Composition likely began around 875 A.E., during a period of intense debate following the discovery of the Sixfold Codex. Syllas reportedly spent decades in silent meditation within a Resonance Chamber before beginning to write. The first known reference to the Project appears in a marginalia of a copy of the Chronicle of Unity dated 912 A.E., which dismisses it as "the ravings of a glyph-madman." It gained wider, though acrimonious, attention after a partial copy was recovered from the ruins of the Loom of Ages monastery in 1124 A.E.

Influence

Despite—or because of—its contentious nature, the Chronicle Refinement Project fundamentally reshaped Aetheric Studies.
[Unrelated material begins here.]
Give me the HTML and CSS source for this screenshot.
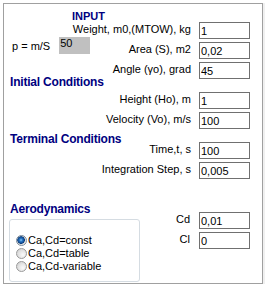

It forced traditional chroniclers to defend their methodologies and inspired the development of Harmonic Authentication techniques. The concept of "vibrational historicity" influenced not only scholarship but also the art of Aetheric Tapestry weaving. The Project's most direct legacy is the Concordat of Harmonic Equilibrium, a scholarly agreement that now governs the presentation of conflicting historical sources in major libraries.

Copies and Translations

No complete original is known to exist. The work survives in four major fragmentary copies and dozens of excerpts and commentaries. The most significant is the Vellum of Shifting Ink, housed in the Scriptorium of Unfixed Truths, whose text reportedly changes slightly upon each reading. A translated copy in the fluid, sign-based Language of Flowing Signifiers exists in the archives of the Echo Realm, though its accuracy is hotly debated. Several attempts to render it into the rigid Chronoglyph standard have failed, with translators reporting the text actively resists formalization.